[START OF Given data]
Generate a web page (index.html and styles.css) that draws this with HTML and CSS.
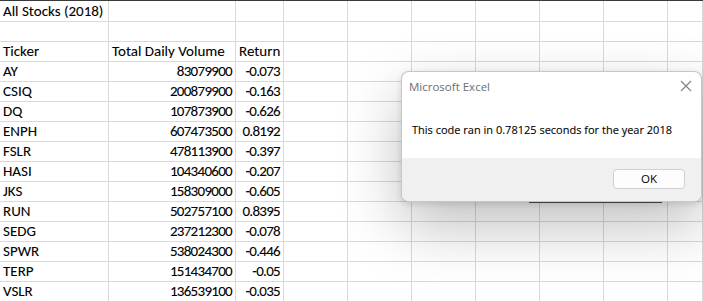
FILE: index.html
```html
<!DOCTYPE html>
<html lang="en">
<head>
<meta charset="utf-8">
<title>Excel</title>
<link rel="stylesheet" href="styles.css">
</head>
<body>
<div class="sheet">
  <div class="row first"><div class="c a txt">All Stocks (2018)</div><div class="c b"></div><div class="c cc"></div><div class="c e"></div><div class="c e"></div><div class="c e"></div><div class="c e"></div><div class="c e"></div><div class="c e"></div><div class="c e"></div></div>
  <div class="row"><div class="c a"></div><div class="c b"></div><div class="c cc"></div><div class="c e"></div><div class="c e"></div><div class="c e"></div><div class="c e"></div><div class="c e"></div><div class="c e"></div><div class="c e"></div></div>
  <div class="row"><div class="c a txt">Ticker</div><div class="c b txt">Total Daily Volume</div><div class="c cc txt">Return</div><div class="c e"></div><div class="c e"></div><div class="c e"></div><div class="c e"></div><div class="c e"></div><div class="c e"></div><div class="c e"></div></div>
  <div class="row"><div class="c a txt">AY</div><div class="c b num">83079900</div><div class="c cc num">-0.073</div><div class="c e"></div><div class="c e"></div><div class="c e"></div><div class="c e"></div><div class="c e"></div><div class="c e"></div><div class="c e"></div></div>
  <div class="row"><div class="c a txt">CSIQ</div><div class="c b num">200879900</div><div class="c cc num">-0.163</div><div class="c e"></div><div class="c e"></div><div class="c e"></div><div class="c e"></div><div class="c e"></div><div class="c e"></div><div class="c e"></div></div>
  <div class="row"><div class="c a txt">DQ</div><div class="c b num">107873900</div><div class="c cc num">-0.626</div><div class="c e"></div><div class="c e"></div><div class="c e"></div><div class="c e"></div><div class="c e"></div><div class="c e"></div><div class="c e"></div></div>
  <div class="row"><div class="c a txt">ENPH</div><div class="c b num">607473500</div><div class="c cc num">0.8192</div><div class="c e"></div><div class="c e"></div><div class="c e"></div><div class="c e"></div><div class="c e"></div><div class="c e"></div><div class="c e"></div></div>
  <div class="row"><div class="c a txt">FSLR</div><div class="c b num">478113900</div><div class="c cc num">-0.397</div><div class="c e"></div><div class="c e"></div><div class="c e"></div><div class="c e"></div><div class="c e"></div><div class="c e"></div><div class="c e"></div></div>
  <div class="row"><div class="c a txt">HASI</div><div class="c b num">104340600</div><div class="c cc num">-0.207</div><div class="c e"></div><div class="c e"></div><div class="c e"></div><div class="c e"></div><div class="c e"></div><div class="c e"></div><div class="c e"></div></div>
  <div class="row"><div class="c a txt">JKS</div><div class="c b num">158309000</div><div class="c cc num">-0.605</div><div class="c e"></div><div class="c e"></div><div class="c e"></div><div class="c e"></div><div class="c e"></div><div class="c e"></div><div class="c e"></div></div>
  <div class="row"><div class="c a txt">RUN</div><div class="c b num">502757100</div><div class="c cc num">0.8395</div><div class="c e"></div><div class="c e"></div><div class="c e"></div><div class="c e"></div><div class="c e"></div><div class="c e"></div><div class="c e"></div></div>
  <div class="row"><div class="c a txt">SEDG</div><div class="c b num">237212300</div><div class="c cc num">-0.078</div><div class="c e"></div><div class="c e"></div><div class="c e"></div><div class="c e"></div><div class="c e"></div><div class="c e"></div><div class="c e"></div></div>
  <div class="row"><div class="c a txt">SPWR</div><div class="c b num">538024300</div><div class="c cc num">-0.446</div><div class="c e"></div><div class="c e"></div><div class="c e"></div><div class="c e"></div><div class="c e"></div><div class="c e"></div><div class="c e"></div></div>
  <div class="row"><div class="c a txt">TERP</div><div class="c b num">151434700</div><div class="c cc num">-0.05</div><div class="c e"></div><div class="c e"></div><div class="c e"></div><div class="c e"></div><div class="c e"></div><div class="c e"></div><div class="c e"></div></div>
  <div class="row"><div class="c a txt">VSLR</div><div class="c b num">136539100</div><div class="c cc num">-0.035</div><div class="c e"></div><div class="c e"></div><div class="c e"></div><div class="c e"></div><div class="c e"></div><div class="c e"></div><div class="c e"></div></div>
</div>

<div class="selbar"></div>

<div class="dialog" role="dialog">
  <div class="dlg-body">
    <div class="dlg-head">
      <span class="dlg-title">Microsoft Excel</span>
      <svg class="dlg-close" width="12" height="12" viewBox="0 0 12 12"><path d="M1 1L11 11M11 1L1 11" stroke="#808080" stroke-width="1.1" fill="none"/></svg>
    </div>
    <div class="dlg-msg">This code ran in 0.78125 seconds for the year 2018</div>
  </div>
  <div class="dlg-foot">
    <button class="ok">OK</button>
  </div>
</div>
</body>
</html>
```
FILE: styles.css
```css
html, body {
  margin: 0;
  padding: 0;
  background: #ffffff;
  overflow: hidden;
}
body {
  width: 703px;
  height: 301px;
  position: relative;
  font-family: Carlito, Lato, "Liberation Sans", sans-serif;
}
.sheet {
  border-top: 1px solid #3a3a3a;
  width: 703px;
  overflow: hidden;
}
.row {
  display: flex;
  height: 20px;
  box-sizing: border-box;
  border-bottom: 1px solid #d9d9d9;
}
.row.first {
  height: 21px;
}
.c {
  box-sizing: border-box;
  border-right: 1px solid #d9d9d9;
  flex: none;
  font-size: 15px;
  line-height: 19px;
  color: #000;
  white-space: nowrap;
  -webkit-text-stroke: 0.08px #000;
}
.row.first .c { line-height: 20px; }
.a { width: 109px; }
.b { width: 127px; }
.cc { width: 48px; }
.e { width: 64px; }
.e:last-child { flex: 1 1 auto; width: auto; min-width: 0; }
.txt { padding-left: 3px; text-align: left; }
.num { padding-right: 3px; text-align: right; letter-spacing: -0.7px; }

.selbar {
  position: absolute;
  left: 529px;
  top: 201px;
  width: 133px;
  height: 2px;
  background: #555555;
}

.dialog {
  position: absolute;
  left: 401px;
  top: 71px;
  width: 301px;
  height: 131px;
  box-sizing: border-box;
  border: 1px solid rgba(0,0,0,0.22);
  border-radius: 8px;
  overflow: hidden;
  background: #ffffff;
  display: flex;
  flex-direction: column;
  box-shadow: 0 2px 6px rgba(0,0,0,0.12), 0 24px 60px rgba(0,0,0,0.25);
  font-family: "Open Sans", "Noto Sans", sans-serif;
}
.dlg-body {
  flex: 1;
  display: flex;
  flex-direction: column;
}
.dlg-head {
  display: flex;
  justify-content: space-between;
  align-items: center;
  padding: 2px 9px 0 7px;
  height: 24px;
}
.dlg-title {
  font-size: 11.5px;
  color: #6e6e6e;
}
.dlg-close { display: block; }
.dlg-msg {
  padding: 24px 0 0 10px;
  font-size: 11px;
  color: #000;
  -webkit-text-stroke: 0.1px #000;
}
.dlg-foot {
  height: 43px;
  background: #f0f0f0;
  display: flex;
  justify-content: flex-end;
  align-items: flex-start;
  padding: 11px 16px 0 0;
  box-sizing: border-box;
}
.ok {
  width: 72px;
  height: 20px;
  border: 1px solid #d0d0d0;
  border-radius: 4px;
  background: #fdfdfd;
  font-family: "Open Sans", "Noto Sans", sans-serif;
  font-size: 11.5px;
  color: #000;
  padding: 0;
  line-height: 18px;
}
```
[END OF Given data]
### Written exercise
Copy the data exactly. Any picture it contains is to be omitted.

### Output for this task
Generate a web page (index.html and styles.css) that draws this with HTML and CSS.
FILE: index.html
```html
<!DOCTYPE html>
<html lang="en">
<head>
<meta charset="utf-8">
<title>Excel</title>
<link rel="stylesheet" href="styles.css">
</head>
<body>
<div class="sheet">
  <div class="row first"><div class="c a txt">All Stocks (2018)</div><div class="c b"></div><div class="c cc"></div><div class="c e"></div><div class="c e"></div><div class="c e"></div><div class="c e"></div><div class="c e"></div><div class="c e"></div><div class="c e"></div></div>
  <div class="row"><div class="c a"></div><div class="c b"></div><div class="c cc"></div><div class="c e"></div><div class="c e"></div><div class="c e"></div><div class="c e"></div><div class="c e"></div><div class="c e"></div><div class="c e"></div></div>
  <div class="row"><div class="c a txt">Ticker</div><div class="c b txt">Total Daily Volume</div><div class="c cc txt">Return</div><div class="c e"></div><div class="c e"></div><div class="c e"></div><div class="c e"></div><div class="c e"></div><div class="c e"></div><div class="c e"></div></div>
  <div class="row"><div class="c a txt">AY</div><div class="c b num">83079900</div><div class="c cc num">-0.073</div><div class="c e"></div><div class="c e"></div><div class="c e"></div><div class="c e"></div><div class="c e"></div><div class="c e"></div><div class="c e"></div></div>
  <div class="row"><div class="c a txt">CSIQ</div><div class="c b num">200879900</div><div class="c cc num">-0.163</div><div class="c e"></div><div class="c e"></div><div class="c e"></div><div class="c e"></div><div class="c e"></div><div class="c e"></div><div class="c e"></div></div>
  <div class="row"><div class="c a txt">DQ</div><div class="c b num">107873900</div><div class="c cc num">-0.626</div><div class="c e"></div><div class="c e"></div><div class="c e"></div><div class="c e"></div><div class="c e"></div><div class="c e"></div><div class="c e"></div></div>
  <div class="row"><div class="c a txt">ENPH</div><div class="c b num">607473500</div><div class="c cc num">0.8192</div><div class="c e"></div><div class="c e"></div><div class="c e"></div><div class="c e"></div><div class="c e"></div><div class="c e"></div><div class="c e"></div></div>
  <div class="row"><div class="c a txt">FSLR</div><div class="c b num">478113900</div><div class="c cc num">-0.397</div><div class="c e"></div><div class="c e"></div><div class="c e"></div><div class="c e"></div><div class="c e"></div><div class="c e"></div><div class="c e"></div></div>
  <div class="row"><div class="c a txt">HASI</div><div class="c b num">104340600</div><div class="c cc num">-0.207</div><div class="c e"></div><div class="c e"></div><div class="c e"></div><div class="c e"></div><div class="c e"></div><div class="c e"></div><div class="c e"></div></div>
  <div class="row"><div class="c a txt">JKS</div><div class="c b num">158309000</div><div class="c cc num">-0.605</div><div class="c e"></div><div class="c e"></div><div class="c e"></div><div class="c e"></div><div class="c e"></div><div class="c e"></div><div class="c e"></div></div>
  <div class="row"><div class="c a txt">RUN</div><div class="c b num">502757100</div><div class="c cc num">0.8395</div><div class="c e"></div><div class="c e"></div><div class="c e"></div><div class="c e"></div><div class="c e"></div><div class="c e"></div><div class="c e"></div></div>
  <div class="row"><div class="c a txt">SEDG</div><div class="c b num">237212300</div><div class="c cc num">-0.078</div><div class="c e"></div><div class="c e"></div><div class="c e"></div><div class="c e"></div><div class="c e"></div><div class="c e"></div><div class="c e"></div></div>
  <div class="row"><div class="c a txt">SPWR</div><div class="c b num">538024300</div><div class="c cc num">-0.446</div><div class="c e"></div><div class="c e"></div><div class="c e"></div><div class="c e"></div><div class="c e"></div><div class="c e"></div><div class="c e"></div></div>
  <div class="row"><div class="c a txt">TERP</div><div class="c b num">151434700</div><div class="c cc num">-0.05</div><div class="c e"></div><div class="c e"></div><div class="c e"></div><div class="c e"></div><div class="c e"></div><div class="c e"></div><div class="c e"></div></div>
  <div class="row"><div class="c a txt">VSLR</div><div class="c b num">136539100</div><div class="c cc num">-0.035</div><div class="c e"></div><div class="c e"></div><div class="c e"></div><div class="c e"></div><div class="c e"></div><div class="c e"></div><div class="c e"></div></div>
</div>

<div class="selbar"></div>

<div class="dialog" role="dialog">
  <div class="dlg-body">
    <div class="dlg-head">
      <span class="dlg-title">Microsoft Excel</span>
      <svg class="dlg-close" width="12" height="12" viewBox="0 0 12 12"><path d="M1 1L11 11M11 1L1 11" stroke="#808080" stroke-width="1.1" fill="none"/></svg>
    </div>
    <div class="dlg-msg">This code ran in 0.78125 seconds for the year 2018</div>
  </div>
  <div class="dlg-foot">
    <button class="ok">OK</button>
  </div>
</div>
</body>
</html>
```
FILE: styles.css
```css
html, body {
  margin: 0;
  padding: 0;
  background: #ffffff;
  overflow: hidden;
}
body {
  width: 703px;
  height: 301px;
  position: relative;
  font-family: Carlito, Lato, "Liberation Sans", sans-serif;
}
.sheet {
  border-top: 1px solid #3a3a3a;
  width: 703px;
  overflow: hidden;
}
.row {
  display: flex;
  height: 20px;
  box-sizing: border-box;
  border-bottom: 1px solid #d9d9d9;
}
.row.first {
  height: 21px;
}
.c {
  box-sizing: border-box;
  border-right: 1px solid #d9d9d9;
  flex: none;
  font-size: 15px;
  line-height: 19px;
  color: #000;
  white-space: nowrap;
  -webkit-text-stroke: 0.08px #000;
}
.row.first .c { line-height: 20px; }
.a { width: 109px; }
.b { width: 127px; }
.cc { width: 48px; }
.e { width: 64px; }
.e:last-child { flex: 1 1 auto; width: auto; min-width: 0; }
.txt { padding-left: 3px; text-align: left; }
.num { padding-right: 3px; text-align: right; letter-spacing: -0.7px; }

.selbar {
  position: absolute;
  left: 529px;
  top: 201px;
  width: 133px;
  height: 2px;
  background: #555555;
}

.dialog {
  position: absolute;
  left: 401px;
  top: 71px;
  width: 301px;
  height: 131px;
  box-sizing: border-box;
  border: 1px solid rgba(0,0,0,0.22);
  border-radius: 8px;
  overflow: hidden;
  background: #ffffff;
  display: flex;
  flex-direction: column;
  box-shadow: 0 2px 6px rgba(0,0,0,0.12), 0 24px 60px rgba(0,0,0,0.25);
  font-family: "Open Sans", "Noto Sans", sans-serif;
}
.dlg-body {
  flex: 1;
  display: flex;
  flex-direction: column;
}
.dlg-head {
  display: flex;
  justify-content: space-between;
  align-items: center;
  padding: 2px 9px 0 7px;
  height: 24px;
}
.dlg-title {
  font-size: 11.5px;
  color: #6e6e6e;
}
.dlg-close { display: block; }
.dlg-msg {
  padding: 24px 0 0 10px;
  font-size: 11px;
  color: #000;
  -webkit-text-stroke: 0.1px #000;
}
.dlg-foot {
  height: 43px;
  background: #f0f0f0;
  display: flex;
  justify-content: flex-end;
  align-items: flex-start;
  padding: 11px 16px 0 0;
  box-sizing: border-box;
}
.ok {
  width: 72px;
  height: 20px;
  border: 1px solid #d0d0d0;
  border-radius: 4px;
  background: #fdfdfd;
  font-family: "Open Sans", "Noto Sans", sans-serif;
  font-size: 11.5px;
  color: #000;
  padding: 0;
  line-height: 18px;
}
```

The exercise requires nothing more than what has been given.